In respect of the missing passages, Desai acknowledges their existence but claims they were lawfully abrogated by Allah and correctly no longer form part of the Qur'an text. I have little doubt that this argument will be unpalatable to apologists like Siddique and Abdul Kader, as will his admission of the existence of variant readings, yet here I find myself inclined to commend the maulana as the only one of the three authors who has the sincerity to admit the authenticity of the records in the Hadith narrating how the Qur'an was originally compiled. While I do not find his arguments convincing, as I will show, I do find his frank admissions of the facts most refreshing.

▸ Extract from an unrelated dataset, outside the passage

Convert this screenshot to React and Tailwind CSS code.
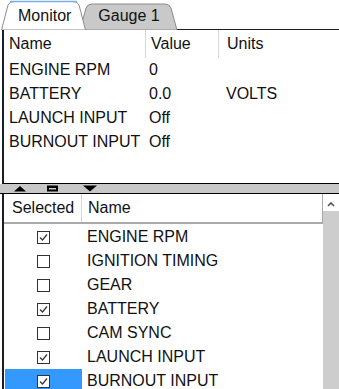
import React from "react";

const monitorRows = [
  { name: "ENGINE RPM", value: "0", units: "" },
  { name: "BATTERY", value: "0.0", units: "VOLTS" },
  { name: "LAUNCH INPUT", value: "Off", units: "" },
  { name: "BURNOUT INPUT", value: "Off", units: "" },
];

const channels = [
  { name: "ENGINE RPM", checked: true },
  { name: "IGNITION TIMING", checked: false },
  { name: "GEAR", checked: false },
  { name: "BATTERY", checked: true },
  { name: "CAM SYNC", checked: false },
  { name: "LAUNCH INPUT", checked: true },
  { name: "BURNOUT INPUT", checked: true, selected: true },
];

/* tab outlines */
const TabShapes = () => (
  <svg className="absolute inset-0" width="339" height="30" viewBox="0 0 339 30">
    <path
      d="M80 30 L86 8 Q87.5 4 92 4 L165 4 Q169.5 4 171 8 L177 30 Z"
      fill="#c9c9c9"
      stroke="#8c8c8c"
      strokeWidth="1"
    />
    <path
      d="M1.5 30 L8 5 Q9.5 1.5 14 1.5 L73 1.5 Q77.5 1.5 79 5 L85.5 30 Z"
      fill="#ffffff"
      stroke="#8c8c8c"
      strokeWidth="1"
    />
    <path d="M10 1.5 L77 1.5" stroke="#7aaee6" strokeWidth="1.5" />
  </svg>
);

const Checkbox = ({ checked }) => (
  <svg width="13" height="13" viewBox="0 0 13 13">
    <rect x="0.5" y="0.5" width="12" height="12" fill="#fff" stroke="#333" />
    {checked && (
      <path d="M3 6.5 L5.5 9 L10 3.5" fill="none" stroke="#333" strokeWidth="1.2" />
    )}
  </svg>
);

export default function App() {
  return (
    <div className="w-[339px] h-[389px] overflow-hidden bg-white text-[16px] text-[#111] font-['Liberation_Sans',Arial,sans-serif] flex flex-col">
      {/* Tabs */}
      <div className="relative h-[29px] shrink-0">
        <TabShapes />
        <div className="relative flex items-center h-[29px] pt-[2px]">
          <span className="pl-[18px] leading-none">Monitor</span>
          <span className="pl-[27px] leading-none">Gauge 1</span>
        </div>
      </div>

      {/* Monitor list */}
      <div className="ml-[2px] h-[155px] shrink-0 border-l-2 border-t border-[#1c1c28] border-b border-b-black flex flex-col">
        <div className="flex h-[28px] items-center">
          <div className="w-[142px] h-full pl-[5px] flex items-center border-r border-[#d6d6d6]">Name</div>
          <div className="w-[73px] h-full pl-[5px] flex items-center border-r border-[#d6d6d6]">Value</div>
          <div className="pl-[8px]">Units</div>
        </div>
        {monitorRows.map((r) => (
          <div key={r.name} className="flex h-[24px] items-center">
            <div className="w-[143px] pl-[5px] whitespace-nowrap">{r.name}</div>
            <div className="w-[77px] pl-[2px]">{r.value}</div>
            <div className="pl-[2px]">{r.units}</div>
          </div>
        ))}
      </div>

      {/* Splitter */}
      <div className="h-[10px] shrink-0 bg-[#c8c8c8] border-b border-black flex items-center">
        <svg width="110" height="9" viewBox="0 0 110 9">
          <path d="M14 7.5 L20 2 L26 7.5 Z" fill="#000" />
          <rect x="47" y="1.5" width="11" height="6" fill="#000" />
          <rect x="49" y="4" width="7" height="1.5" fill="#c8c8c8" />
          <path d="M83 1.5 L97 1.5 L90 7.5 Z" fill="#000" />
        </svg>
      </div>

      {/* Channel list */}
      <div className="flex flex-1 min-h-0">
        <div className="ml-[2px] flex-1 border-l-2 border-[#1c1c28] flex flex-col">
          <div className="flex h-[30px] shrink-0 border-b-2 border-r border-[#a9a9a9] items-center">
            <div className="w-[78px] h-full pl-[8px] flex items-center border-r border-[#d6d6d6]">Selected</div>
            <div className="pl-[6px]">Name</div>
          </div>
          <div className="pt-[1px] flex flex-col">
            {channels.map((c) => (
              <div key={c.name} className="flex h-[24px] shrink-0 items-center">
                <div
                  className={`ml-[1px] w-[77px] h-full flex items-center pl-[32px] ${
                    c.selected ? "bg-[#3399ff]" : ""
                  }`}
                >
                  <Checkbox checked={c.checked} />
                </div>
                <div className="pl-[5px] whitespace-nowrap">{c.name}</div>
              </div>
            ))}
          </div>
        </div>
        {/* Scrollbar */}
        <div className="w-[16px] shrink-0 flex flex-col">
          <div className="h-[17px] flex items-center justify-center pt-[2px]">
            <svg width="8" height="6" viewBox="0 0 8 6">
              <path d="M1 5 L4 2 L7 5" fill="none" stroke="#555" strokeWidth="1.6" />
            </svg>
          </div>
          <div className="flex-1 bg-[#cdcdcd]" />
        </div>
      </div>
    </div>
  );
}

This book closes with a brief study of the earliest manuscripts of the Qur'an which have survived to the present day. One of the purposes of this study is to determine whether any of the Qur'ans copied out by Uthman after the destruction of the other codices still exists. Throughout this book photographs of early Qur'an manuscripts have been included and I have sought only to include those of the greatest antiquity, mostly those which survive from the second century of Islam before a refined form of Kufic script came into general use among Qur'anic calligraphers and duly became the standard form until replaced by the Naskhi script.
I trust that this book will be a contribution towards a genuine assessment of the early compilation of the Qur'an from a study of the evidences at hand. I make no apology for the extent to which it discounts the popular Muslim sentiments I have mentioned and, in the hope that it will not occasion responses of an emotional nature such as those which came out in reply to my earlier publications, let me say once again that my purpose is solely to arrive at a proper and accurate factual conclusion regarding the Qur'an's historical compilation and that I am not an "avowed enemy of Islam" possessed with a frenzied desire to denigrate the Qur'an or disprove its textual authenticity by any means as some Muslim writers choose to assume.